Written task =>
List every line in this data where the string "with" occurs.

Data shown =>
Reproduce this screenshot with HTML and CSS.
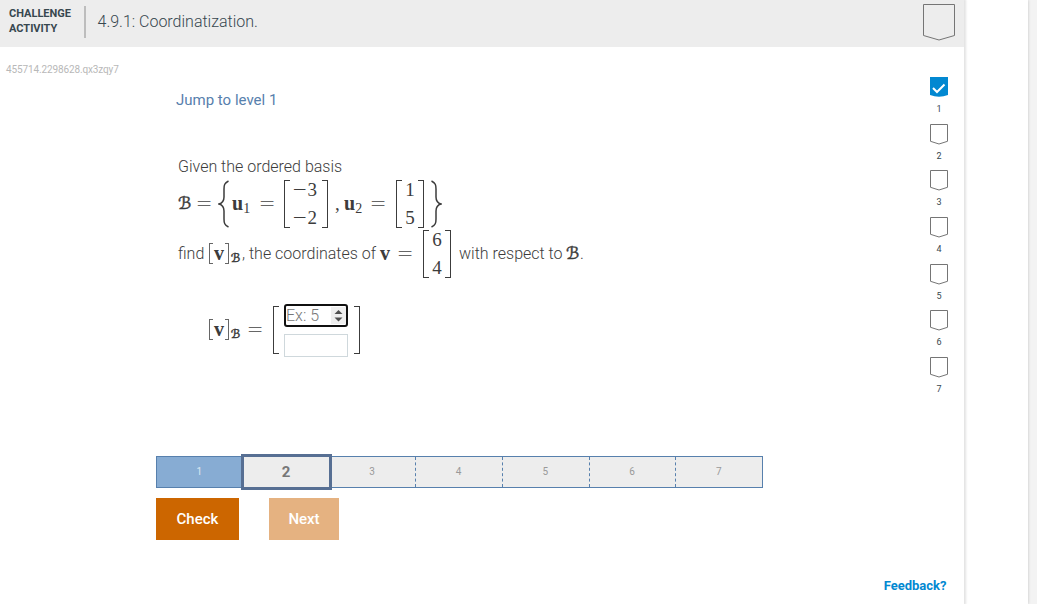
FILE: index.html
```html
<!DOCTYPE html>
<html lang="en">
<head>
<meta charset="utf-8">
<title>4.9.1: Coordinatization.</title>
<link rel="stylesheet" href="styles.css">
</head>
<body>
<div class="page">
  <main class="card">
    <header class="header">
      <div class="kind">CHALLENGE<br>ACTIVITY</div>
      <h1 class="title">4.9.1: Coordinatization.</h1>
      <svg class="header-badge" width="34" height="38" viewBox="0 0 34 38"><path d="M1.5 1.5H32.5V32.5L17 37L1.5 32.5Z"/></svg>
    </header>
    <div class="body">
      <section class="content">
        <div class="code">455714.2298628.qx3zqy7</div>
        <a class="jump">Jump to level 1</a>
        <div class="question">
          <p class="given">Given the ordered basis</p>
          <div class="math row-basis">
            <span class="cal">ℬ</span><span class="eq eq-a">=</span>
            <svg class="brace brace-l" width="12" height="48" viewBox="0 0 12 48"><path d="M10.5 1C6.5 3 6 5 6 9V17C6 21 4.500 23 1 24C4.500 25 6 27 6 31V39C6 43 6.500 45 10.500 47"/></svg>
            <span class="vec u">u<sub>1</sub></span><span class="eq eq-b">=</span>
            <span class="matrix wide"><span><i class="minus">−</i>3</span><span><i class="minus">−</i>2</span></span>
            <span class="comma">,</span>
            <span class="vec u">u<sub>2</sub></span><span class="eq eq-c">=</span>
            <span class="matrix narrow m-b"><span>1</span><span>5</span></span>
            <svg class="brace brace-r" width="12" height="48" viewBox="0 0 12 48"><path d="M1.500 1C5.500 3 6 5 6 9V17C6 21 7.500 23 11 24C7.500 25 6 27 6 31V39C6 43 5.500 45 1.500 47"/></svg>
          </div>
          <div class="math row-find">
            <span class="txt find">find</span>
            <span class="norm"><span class="vec">v</span></span><span class="cal cal-sub">ℬ</span>
            <span class="txt coords">, the coordinates of</span>
            <span class="vec v">v</span><span class="eq eq-d">=</span>
            <span class="matrix narrow m-c"><span>6</span><span>4</span></span>
            <span class="txt respect">with respect to</span>
            <span class="cal cal-end">ℬ</span><span class="txt">.</span>
          </div>
          <div class="math row-answer">
            <span class="norm norm-a"><span class="vec">v</span></span><span class="cal cal-sub">ℬ</span>
            <span class="eq eq-e">=</span>
            <span class="bracket bracket-l"></span>
            <div class="inputs">
              <div class="input focused"><span>Ex: 5</span>
                <i class="spin"><svg width="15" height="17" viewBox="0 0 15 17"><path d="M3.500 7L7.500 3L11.500 7ZM3.500 10.500L7.500 14.500L11.500 10.500Z"/></svg></i>
              </div>
              <div class="input"></div>
            </div>
            <span class="bracket bracket-r"></span>
          </div>
        </div>
        <div class="progress">
          <div class="step done">1</div>
          <div class="step current">2</div>
          <div class="step">3</div>
          <div class="step">4</div>
          <div class="step">5</div>
          <div class="step">6</div>
          <div class="step">7</div>
        </div>
        <div class="buttons">
          <button class="btn check">Check</button>
          <button class="btn next">Next</button>
        </div>
      </section>
      <aside class="levels">
        <div class="level on"><svg width="20" height="22" viewBox="0 0 20 22"><path class="fill" d="M1 1H19V19Q10 22.500 1 19Z"/><path class="tick" d="M4 12L8 16L15.500 8.500"/></svg><span>1</span></div>
        <div class="level"><svg width="20" height="22" viewBox="0 0 20 22"><path d="M1.500 1.500H18.500V18.300L10 21L1.500 18.300Z"/></svg><span>2</span></div>
        <div class="level"><svg width="20" height="22" viewBox="0 0 20 22"><path d="M1.500 1.500H18.500V18.300L10 21L1.500 18.300Z"/></svg><span>3</span></div>
        <div class="level"><svg width="20" height="22" viewBox="0 0 20 22"><path d="M1.500 1.500H18.500V18.300L10 21L1.500 18.300Z"/></svg><span>4</span></div>
        <div class="level"><svg width="20" height="22" viewBox="0 0 20 22"><path d="M1.500 1.500H18.500V18.300L10 21L1.500 18.300Z"/></svg><span>5</span></div>
        <div class="level"><svg width="20" height="22" viewBox="0 0 20 22"><path d="M1.500 1.500H18.500V18.300L10 21L1.500 18.300Z"/></svg><span>6</span></div>
        <div class="level"><svg width="20" height="22" viewBox="0 0 20 22"><path d="M1.500 1.500H18.500V18.300L10 21L1.500 18.300Z"/></svg><span>7</span></div>
      </aside>
    </div>
    <footer class="footer"><a class="feedback">Feedback?</a></footer>
  </main>
</div>
</body>
</html>
```
FILE: styles.css
```css
*, *::before, *::after { box-sizing: border-box; }
body {
  margin: 0;
  height: 604px;
  overflow: hidden;
  background: #f3f3f3;
  font-family: Roboto, sans-serif;
  color: #37474f;
}
.page {
  width: 1028px;
  height: 604px;
  background: #fff;
  box-shadow: 0 0 3px rgba(0, 0, 0, .2);
}
.card {
  width: 964px;
  height: 604px;
  display: flex;
  flex-direction: column;
  background: #fff;
  box-shadow: 1px 0 2px 1px rgba(0, 0, 0, .11);
}
.header {
  flex: none;
  display: flex;
  align-items: flex-start;
  height: 47px;
  padding-left: 9px;
  background: #ededed;
}
.kind {
  width: 77px;
  height: 32px;
  margin-top: 6px;
  border-right: 2px solid #bdbdbd;
  font-size: 11px;
  font-weight: 700;
  line-height: 15px;
}
.title {
  margin: 12px 0 0 11.500px;
  font-size: 16px;
  font-weight: 300;
  line-height: 20px;
}
svg path { fill: none; stroke: #757575; }
.header-badge { margin: 3px 8px 0 auto; }
.body { display: flex; flex: 1; }
.content { flex: 1; display: flex; flex-direction: column; }
.code {
  margin: 16px 0 0 6px;
  color: #b8b8b8;
  font: 10px/14px Roboto, sans-serif;
  letter-spacing: -.13px;
}
.jump {
  margin: 13px 0 0 176px;
  color: #5780ad;
  font-size: 15px;
  line-height: 20px;
}
.question { margin-left: 178px; color: #3c3c3c; }
.given {
  margin: 47px 0 0;
  font-size: 16px;
  font-weight: 300;
  line-height: 20px;
}
.math {
  display: flex;
  align-items: center;
  height: 48px;
  white-space: nowrap;
  font: 19px/22px "Liberation Serif", serif;
}
.row-basis { margin-top: 3px; }
.row-find { margin-top: 2px; }
.row-answer { margin-top: 25px; height: 54px; padding-left: 31px; }
.txt { font: 300 16px/20px Roboto, sans-serif; }
.cal {
  width: 15px;
  font: italic 17px/20px "DejaVu Sans", sans-serif;
  -webkit-text-stroke: .5px currentColor;
  margin-top: -2px;
}
.eq { width: 14px; text-align: center; transform: scaleX(1.42); color: #666; }
.eq-a { margin-left: 4px; }
.eq-b { margin-left: 6px; }
.eq-c { margin-left: 5px; }
.eq-d { margin-left: 7px; }
.eq-e { margin-left: 6px; }
.vec { font-weight: 700; font-size: 20px; margin-top: -2px; }
.u { width: 22px; }
.u sub { font-size: 14px; font-weight: 400; line-height: 0; vertical-align: -3px; }
.brace { flex: none; }
.brace path { stroke: #3c3c3c; stroke-width: 1.500; }
.brace-l { margin: 0 2px 0 7px; }
.brace-r { margin-left: 6px; }
.matrix {
  display: flex;
  flex-direction: column;
  justify-content: space-between;
  height: 48px;
  line-height: 20px;
  text-align: center;
  position: relative;
}
.matrix::before, .matrix::after, .bracket {
  content: "";
  width: 6px;
  height: 48px;
  border: 1px solid #3c3c3c;
}
.matrix::before { position: absolute; left: 0; border-right: 0; }
.matrix::after { position: absolute; right: 0; border-left: 0; }
.minus {
  display: inline-block;
  font-style: normal;
  transform: scaleX(1.3);
  transform-origin: right;
  margin-right: 1px;
}
.wide { width: 44px; margin-left: 10px; }
.wide > span { padding-left: 2px; padding-right: 1px; }
.narrow { width: 28px; }
.m-b { margin-left: 11px; }
.m-c { margin-left: 11px; }
.comma { width: 16px; padding-left: 7px; }
.find { width: 31px; }
.norm {
  width: 20px;
  height: 22px;
  display: flex;
  align-items: center;
  justify-content: center;
  position: relative;
}
.norm::before, .norm::after {
  content: "";
  position: absolute;
  top: 0;
  width: 4px;
  height: 21px;
  border: 1px solid #666;
}
.norm::before { left: 0; border-right: 0; }
.norm::after { right: 0; border-left: 0; }
.cal-sub { width: 11px; margin: 0 0 0 2px; font-size: 12px; padding-top: 7px; }
.coords { width: 138px; }
.v { width: 11px; }
.respect { margin-left: 8px; width: 107px; }
.cal-end { width: 14px; }
.bracket-l { margin-left: 11px; border-right: 0; }
.bracket-r { margin-left: 6px; border-left: 0; }
.inputs { display: flex; flex-direction: column; gap: 7px; margin-left: 5px; }
.input {
  width: 64px;
  height: 23px;
  border: 1px solid #cfd8dc;
  background: #fff;
}
.focused {
  display: flex;
  border: 2px solid #101010;
  border-radius: 3px;
  color: #777;
  font: 300 16px/19px Roboto, sans-serif;
}
.spin { margin: 1px 0 1px auto; width: 15px; height: 17px; background: #efefef; }
.spin svg { display: block; }
.spin path { fill: #505050; stroke: none; }
.progress {
  display: flex;
  width: 607px;
  height: 32px;
  margin: 99px 0 0 156px;
  border: 1px solid #5780ad;
  background: #ededed;
}
.step {
  flex: 1 1 0;
  display: flex;
  align-items: center;
  justify-content: center;
  border-right: 1px dashed #5780ad;
  padding: 0 1px 1px 0;
  color: #999;
  font-size: 10px;
}
.step:last-child { border-right: 0; }
.done { background: #87acd3; border-right: 0; color: #dce7f2; }
.current {
  flex: 0 0 91px;
  margin: -3px -2px -3px -2px;
  border: 3px solid #576f93;
  background: #ededed;
  padding: 0;
  color: #777;
  font-size: 15px;
  font-weight: 700;
  z-index: 1;
}
.step.current { border-right: 3px solid #576f93; padding: 0; }
.buttons { display: flex; gap: 30px; margin: 10px 0 0 156px; }
.btn {
  height: 42px;
  padding: 0;
  border: 0;
  color: #fff;
  font: 500 15px Roboto, sans-serif;
}
.check { width: 83px; background: #cc6600; }
.next { width: 70px; background: #e5b281; }
.levels { width: 36px; padding-top: 29px; margin-right: 7px; }
.level {
  display: flex;
  flex-direction: column;
  align-items: center;
  width: 36px;
  height: 46.700px;
}
.level svg { flex: none; }
.level span { margin-top: 5px; font-size: 9px; line-height: 12px; }
.level .fill { fill: #0288d1; stroke: none; }
.level .tick { stroke: #fff; stroke-width: 2; }
.footer { flex: none; height: 29px; text-align: right; padding-right: 17.500px; }
.feedback { color: #0288d1; font-size: 13px; font-weight: 700; line-height: 20px; }
```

Exercise output =>
Reproduce this screenshot with HTML and CSS.
            <span class="txt respect">with respect to</span>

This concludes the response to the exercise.